– И хорошо, очень хорошо, что он уехал: где он ни поселится, он всюду создает несчастия. Его необузданность, его озлобленность, его хваленый «юмор» раздражают каждого, с кем бы он ни заговорил. Если пренебрежительная насмешка над светскими правилами и борьба с формальностями служат доказательством умственного превосходства, тогда мы, конечно, должны преклоняться перед капельмейстером. Но только пусть уж он оставит нас в покое и не стремится восстановить нас против того, что признается необходимым условием житейских отношений. Потому-то я и говорю: слава богу, что он удалился от нас! Надеюсь никогда с ним не встретиться!
– И однако, – мягко возразил мейстер, – вы, госпожа советница, были прежде истинным другом Иоганна, вы приняли в нем участие в трудный момент его жизни; вы сами направили Крейслера на тот путь, с которого он был совращен именно теми условностями, которые находят в вас такую горячую защитницу! Что за внезапная немилость постигла нашего доброго Крейслера? Что же он сделал дурного? Разве его за то нужно ненавидеть, что, когда он вступил в новую сферу жизни, судьба сразу встретила его неблагосклонно, что он столкнулся лицом к лицу с преступлением, что его выследил итальянский бандит?
Советница вздрогнула.
– Почему, мейстер, вам приходят на ум такие страшные мысли? – спросила она дрожащим голосом. – Но если это действительно так, если он погиб, тогда, значит, невеста, погибшая из-за него, отомщена. В глубине души я твердо верю, что единственной причиной теперешнего ужасного состояния принцессы является именно Крейслер. Он безжалостно натягивал нежные струны ее души до тех пор, пока они не порвались.
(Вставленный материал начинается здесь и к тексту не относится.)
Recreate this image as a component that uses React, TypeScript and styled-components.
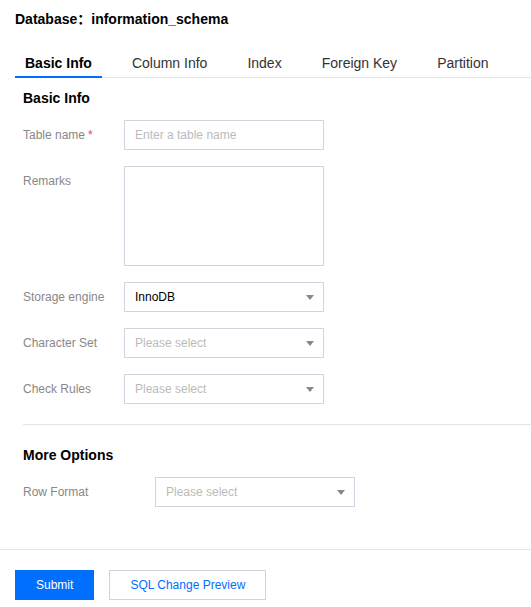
import React from 'react';
import styled, { createGlobalStyle } from 'styled-components';

const GlobalStyle = createGlobalStyle`
  html, body {
    margin: 0;
    padding: 0;
    background: #fff;
  }
  body {
    font-family: 'Liberation Sans', Arial, 'Noto Sans CJK SC', sans-serif;
    color: #000;
  }
  * {
    box-sizing: border-box;
  }
`;

const Page = styled.div`
  width: 531px;
  min-height: 607px;
  display: flex;
  flex-direction: column;
`;

const Title = styled.h1`
  margin: 9px 0 0 15px;
  font-size: 14px;
  line-height: 20px;
  font-weight: bold;
  color: #000;
`;

const TabBar = styled.div`
  display: flex;
  gap: 20px;
  margin: 19px 0 0 15px;
  border-bottom: 1px solid #e5e5e5;
`;

const Tab = styled.div<{ $active?: boolean }>`
  position: relative;
  height: 29px;
  line-height: 29px;
  padding: 1px 10px 0;
  font-size: 14px;
  color: ${(p) => (p.$active ? '#000' : '#333')};
  font-weight: ${(p) => (p.$active ? 'bold' : 'normal')};
  cursor: pointer;

  &::after {
    content: '';
    display: ${(p) => (p.$active ? 'block' : 'none')};
    position: absolute;
    left: 0;
    right: 0;
    bottom: -1px;
    height: 2px;
    background: #006eff;
  }
`;

const Body = styled.div`
  padding-left: 23px;
  flex: 1;
`;

const SectionTitle = styled.h2`
  margin: 10px 0 12px;
  font-size: 14px;
  line-height: 20px;
  font-weight: bold;
  color: #000;
`;

const Fields = styled.div`
  display: flex;
  flex-direction: column;
  gap: 16px;
`;

const Row = styled.div`
  display: flex;
  align-items: flex-start;
`;

const Label = styled.label<{ $width: number }>`
  width: ${(p) => p.$width}px;
  flex-shrink: 0;
  font-size: 12px;
  line-height: 30px;
  color: #888;
`;

const Required = styled.span`
  color: #e54545;
  margin-left: 3px;
`;

const Input = styled.input`
  width: 200px;
  height: 30px;
  padding: 0 10px;
  border: 1px solid #cfd5de;
  border-radius: 0;
  font-family: inherit;
  font-size: 12px;
  color: #000;
  outline: none;

  &::placeholder {
    color: #bbb;
  }
`;

const TextArea = styled.textarea`
  width: 200px;
  height: 100px;
  padding: 6px 10px;
  border: 1px solid #cfd5de;
  border-radius: 0;
  font-family: inherit;
  font-size: 12px;
  resize: none;
  outline: none;
`;

const SelectBox = styled.div`
  width: 200px;
  height: 30px;
  display: flex;
  align-items: center;
  justify-content: space-between;
  padding: 0 9px 0 10px;
  border: 1px solid #cfd5de;
  font-size: 12px;
  cursor: pointer;
`;

const SelectValue = styled.span<{ $placeholder?: boolean }>`
  color: ${(p) => (p.$placeholder ? '#bbb' : '#000')};
`;

const Caret = styled.span`
  width: 0;
  height: 0;
  border-left: 4px solid transparent;
  border-right: 4px solid transparent;
  border-top: 5px solid #888;
  margin-top: 1px;
`;

const Divider = styled.div`
  height: 1px;
  background: #e5e5e5;
  margin: 20px 0 0;
`;

const MoreTitle = styled(SectionTitle)`
  margin-top: 20px;
`;

const Footer = styled.div`
  border-top: 1px solid #e5e5e5;
  margin-top: 41px;
  padding: 20px 15px 7px;
  display: flex;
  gap: 15px;
`;

const Button = styled.button<{ $primary?: boolean }>`
  height: 30px;
  padding: 0 20px;
  min-width: ${(p) => (p.$primary ? '78px' : '157px')};
  font-family: inherit;
  font-size: 12px;
  border: 1px solid ${(p) => (p.$primary ? '#006eff' : '#cfd5de')};
  background: ${(p) => (p.$primary ? '#006eff' : '#fff')};
  color: ${(p) => (p.$primary ? '#fff' : '#006eff')};
  border-radius: 0;
  cursor: pointer;
`;

const Select: React.FC<{ value?: string }> = ({ value }) => (
  <SelectBox>
    <SelectValue $placeholder={!value}>{value || 'Please select'}</SelectValue>
    <Caret />
  </SelectBox>
);

const tabs = ['Basic Info', 'Column Info', 'Index', 'Foreign Key', 'Partition'];

const App: React.FC = () => {
  return (
    <Page>
      <GlobalStyle />
      <Title>Database：information_schema</Title>
      <TabBar>
        {tabs.map((t, i) => (
          <Tab key={t} $active={i === 0}>
            {t}
          </Tab>
        ))}
      </TabBar>

      <Body>
        <SectionTitle>Basic Info</SectionTitle>
        <Fields>
          <Row>
            <Label $width={101}>
              Table name<Required>*</Required>
            </Label>
            <Input placeholder="Enter a table name" />
          </Row>
          <Row>
            <Label $width={101}>Remarks</Label>
            <TextArea />
          </Row>
          <Row>
            <Label $width={101}>Storage engine</Label>
            <Select value="InnoDB" />
          </Row>
          <Row>
            <Label $width={101}>Character Set</Label>
            <Select />
          </Row>
          <Row>
            <Label $width={101}>Check Rules</Label>
            <Select />
          </Row>
        </Fields>

        <Divider />

        <MoreTitle>More Options</MoreTitle>
        <Row>
          <Label $width={132}>Row Format</Label>
          <Select />
        </Row>
      </Body>

      <Footer>
        <Button $primary>Submit</Button>
        <Button>SQL Change Preview</Button>
      </Footer>
    </Page>
  );
};

export default App;
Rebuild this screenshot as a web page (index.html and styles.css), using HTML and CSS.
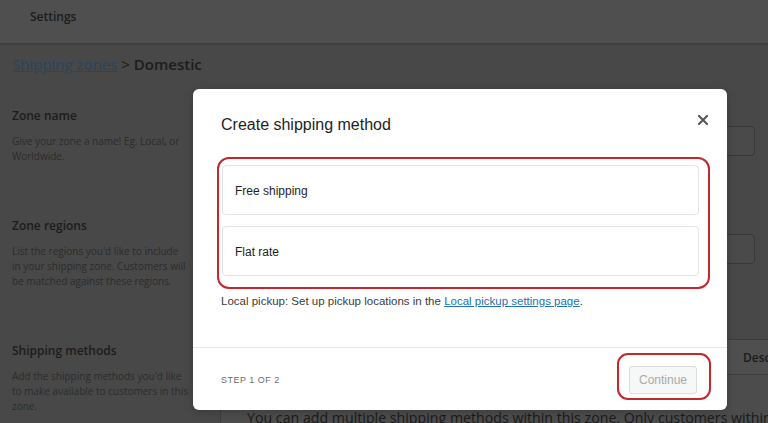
FILE: index.html
```html
<!DOCTYPE html>
<html lang="en">
<head>
<meta charset="utf-8">
<title>Shipping zones - Domestic</title>
<link rel="stylesheet" href="styles.css">
</head>
<body>
<header class="topbar"><span class="topbar-title">Settings</span></header>
<main class="page">
  <h1 class="crumbs"><a href="#" class="crumb-link">Shipping zones</a> <span class="crumb-sep">&gt;</span> <span class="crumb-current">Domestic</span></h1>

  <section class="zone-section">
    <div class="zone-info">
      <h2 class="zone-heading">Zone name</h2>
      <p class="zone-desc">Give your zone a name! Eg. Local, or<br>Worldwide.</p>
    </div>
    <div class="zone-field"><input class="text-input" type="text"></div>
  </section>

  <section class="zone-section">
    <div class="zone-info">
      <h2 class="zone-heading">Zone regions</h2>
      <p class="zone-desc">List the regions you'd like to include<br>in your shipping zone. Customers will<br>be matched against these regions.</p>
    </div>
    <div class="zone-field"><input class="text-input" type="text"></div>
  </section>

  <section class="zone-section">
    <div class="zone-info">
      <h2 class="zone-heading">Shipping methods</h2>
      <p class="zone-desc">Add the shipping methods you'd like<br>to make available to customers in this<br>zone.</p>
    </div>
    <div class="zone-field">
      <div class="methods-table">
        <div class="methods-head">
          <span class="col-title">Title</span>
          <span class="col-enabled">Enabled</span>
          <span class="col-desc">Description</span>
        </div>
        <div class="methods-empty">You can add multiple shipping methods within this zone. Only customers within the zone will see them.</div>
      </div>
    </div>
  </section>
</main>

<div class="modal" role="dialog" aria-label="Create shipping method">
  <div class="modal-head">
    <h2 class="modal-title">Create shipping method</h2>
    <button class="modal-close" type="button" aria-label="Close">
      <svg width="10" height="10" viewBox="0 0 10 10"><path d="M1 1 L9 9 M9 1 L1 9" stroke="#555" stroke-width="2" stroke-linecap="square" fill="none"/></svg>
    </button>
  </div>
  <div class="method-list">
    <div class="method-card">Free shipping</div>
    <div class="method-card">Flat rate</div>
  </div>
  <p class="pickup-note">Local pickup: Set up pickup locations in the <a href="#" class="pickup-link">Local pickup settings page</a>.</p>
  <div class="modal-foot">
    <span class="step">Step 1 of 2</span>
    <button class="continue-btn" type="button" disabled>Continue</button>
  </div>
  <div class="annot annot-methods"></div>
  <div class="annot annot-continue"></div>
</div>
</body>
</html>
```

FILE: styles.css
```css
html, body {
  margin: 0;
  padding: 0;
  overflow: hidden;
}

body {
  position: relative;
  width: 768px;
  height: 423px;
  background: #484848;
  font-family: "Open Sans", "Noto Sans", sans-serif;
  color: #1c1c1c;
}

.topbar {
  height: 43px;
  box-sizing: border-box;
  padding: 9px 0 0 30px;
  background: #4f4f4f;
  box-shadow: 0 1px 3px rgba(0, 0, 0, 0.25);
  position: relative;
}

.topbar-title {
  display: block;
  font-size: 12px;
  line-height: 16px;
  font-weight: 600;
  color: #1c1c1c;
}

.page {
  padding: 11px 0 0 12px;
}

.crumbs {
  margin: 0;
  font-size: 15px;
  line-height: 20px;
  font-weight: 400;
  color: #1c1c1c;
  white-space: nowrap;
}

.crumb-link {
  color: #29445e;
  text-decoration: underline;
}

.crumb-current {
  font-weight: 600;
}

.zone-section {
  display: grid;
  grid-template-columns: 180px 700px;
  column-gap: 28px;
  align-items: start;
  margin-top: 54px;
}

.crumbs + .zone-section {
  margin-top: 34px;
}

.zone-heading {
  margin: 0;
  font-size: 12px;
  line-height: 16px;
  font-weight: 600;
  color: #1c1c1c;
}

.zone-desc {
  margin: 10px 0 0;
  font-size: 10px;
  line-height: 15px;
  color: #2c2c2c;
  white-space: nowrap;
}

.text-input {
  display: block;
  width: 535px;
  height: 30px;
  box-sizing: border-box;
  margin-top: 18px;
  border: 1px solid #383838;
  border-radius: 4px;
  background: #4a4a4a;
}

.zone-section:nth-of-type(2) .text-input {
  margin-top: 16px;
}

.methods-table {
  margin-top: -4px;
  border: 1px solid #3c3c3c;
  background: #4c4c4c;
}

.methods-head {
  display: grid;
  grid-template-columns: 250px 256px 1fr;
  height: 34px;
  align-items: center;
  background: #4f4f4f;
  border-bottom: 1px solid #3c3c3c;
  font-size: 12px;
  font-weight: 600;
  color: #1c1c1c;
}

.col-title,
.col-enabled,
.col-desc {
  padding-left: 16px;
}

.methods-empty {
  padding: 32px 0 10px 26px;
  font-size: 14.2px;
  line-height: 22px;
  color: #1a1a1a;
  white-space: nowrap;
}

/* Modal */
.modal {
  position: absolute;
  left: 193px;
  top: 89px;
  width: 534px;
  background: #fff;
  border-radius: 6px;
  box-shadow: 0 2px 10px rgba(0, 0, 0, 0.2);
  font-family: "Liberation Sans", Arial, sans-serif;
}

.modal-head {
  display: flex;
  justify-content: space-between;
  align-items: flex-start;
  padding: 26px 19px 0 28px;
}

.modal-title {
  margin: 0;
  font-size: 16px;
  line-height: 20px;
  font-weight: 400;
  color: #1e1e1e;
}

.modal-close {
  display: block;
  width: 10px;
  height: 10px;
  padding: 0;
  border: 0;
  background: none;
}

.modal-close svg {
  display: block;
}

.method-list {
  display: flex;
  flex-direction: column;
  gap: 11px;
  margin: 30px 28px 0 29px;
}

.method-card {
  display: flex;
  align-items: center;
  height: 50px;
  box-sizing: border-box;
  padding-left: 12px;
  padding-top: 1px;
  border: 1px solid #e3e4e6;
  border-radius: 4px;
  font-size: 12px;
  color: #1e1e1e;
}

.pickup-note {
  margin: 18px 28px 0;
  font-size: 11.5px;
  line-height: 14px;
  color: #3c3c3c;
}

.pickup-link {
  color: #2271b1;
  text-decoration: underline;
}

.modal-foot {
  display: flex;
  align-items: center;
  justify-content: space-between;
  height: 63px;
  box-sizing: border-box;
  margin-top: 39px;
  padding: 1px 30px 0 28px;
  border-top: 1px solid #e8e8e8;
}

.step {
  font-size: 9px;
  letter-spacing: 0.5px;
  text-transform: uppercase;
  color: #6d6d6d;
}

.continue-btn {
  width: 68px;
  height: 28px;
  padding: 0;
  border: 1px solid #dcdcde;
  border-radius: 3px;
  background: #f6f7f7;
  color: #a7aaad;
  font-family: "Liberation Sans", Arial, sans-serif;
  font-size: 12px;
}

/* Red annotation outlines drawn over the screenshot */
.annot {
  position: absolute;
  box-sizing: border-box;
  border: 2.5px solid #c4262e;
  border-radius: 12px;
  pointer-events: none;
}

.annot-methods {
  left: 24px;
  top: 68px;
  width: 493px;
  height: 132px;
}

.annot-continue {
  left: 424px;
  top: 264px;
  width: 94px;
  height: 47px;
  border-radius: 11px;
}
```
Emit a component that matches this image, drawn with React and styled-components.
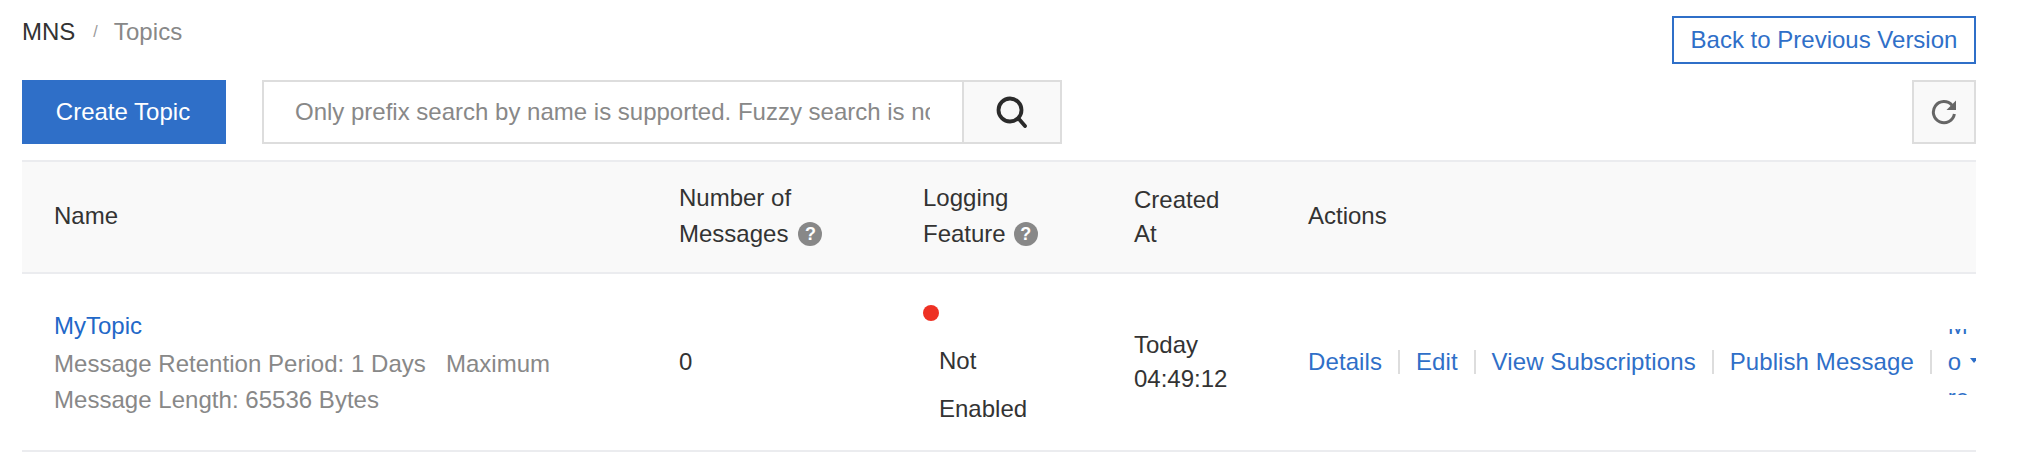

– В таком случае, – возразил язвительно мейстер Абрагам, – этот итальянский принц – человек весьма решительный и поспешный, потому что его месть предвосхитила самую вину. Вы слышали все, что я говорил с князем в рыбачьем домике, следовательно, вам известно, что принцесса Гедвига впала в болезненное состояние именно в тот момент, когда в лесу раздался выстрел.
– На самом деле, – проговорила Бенцон, – теперь, чего доброго, уверуешь во всякие химеры и в психическое воздействие. Но еще раз скажу: слава богу, что он удалился от нас! Состояние принцессы может измениться и действительно изменится. Судьба исторгла из нашей среды нарушителя нашего покоя, и скажите вы сами, мейстер Абрагам, разве в глубине души Крейслер не является до такой степени раздвоенным, что покой – вещь для него совершенно невозможная? Значит, на самом деле хорошо, что…
Советница не кончила, но мейстер Абрагам почувствовал, что гнев, который он удерживал с трудом, готов вырваться наружу.
– Скажите, пожалуйста, – заговорил он возбужденным голосом, – скажите, пожалуйста, что вы все имеете против Иоганна? Что дурного он сделал вам, что вы так преследуете его и не хотите, чтобы он нашел где-нибудь приют. Вы сами не знаете, что сказать на это. Так я отвечу за вас. Видите ли, в чем дело: Крейслер говорит иным языком, чем вы, держится иного образа мыслей, чем вы, вам хочется дать ему место где-нибудь сзади, где узко и тесно; вы не хотите считать его равным себе, а он не хочет признать нормальными те принципы, которых вы неизменно держитесь, мало того, он думает, что фантазии, которые владеют вами всецело, мешают вам ясно рассмотреть настоящую жизнь. Вы называете озлоблением его шутки, между тем как этот дар шутки является одним из лучших даров природы и проистекает из самых светлых и чистых источников. Но вы – солидные, знатные люди, вы шутить не умеете. В нем жил дух истинной любви, но может ли эта любовь согреть сердце, которое охвачено мертвенным холодом, которое не носит в себе ни малейшей искорки огня? Вы не терпите Крейслера, потому что вам неприятно сознание его превосходства, потому что вы чужды тех высших сфер, в которых вращается его дух.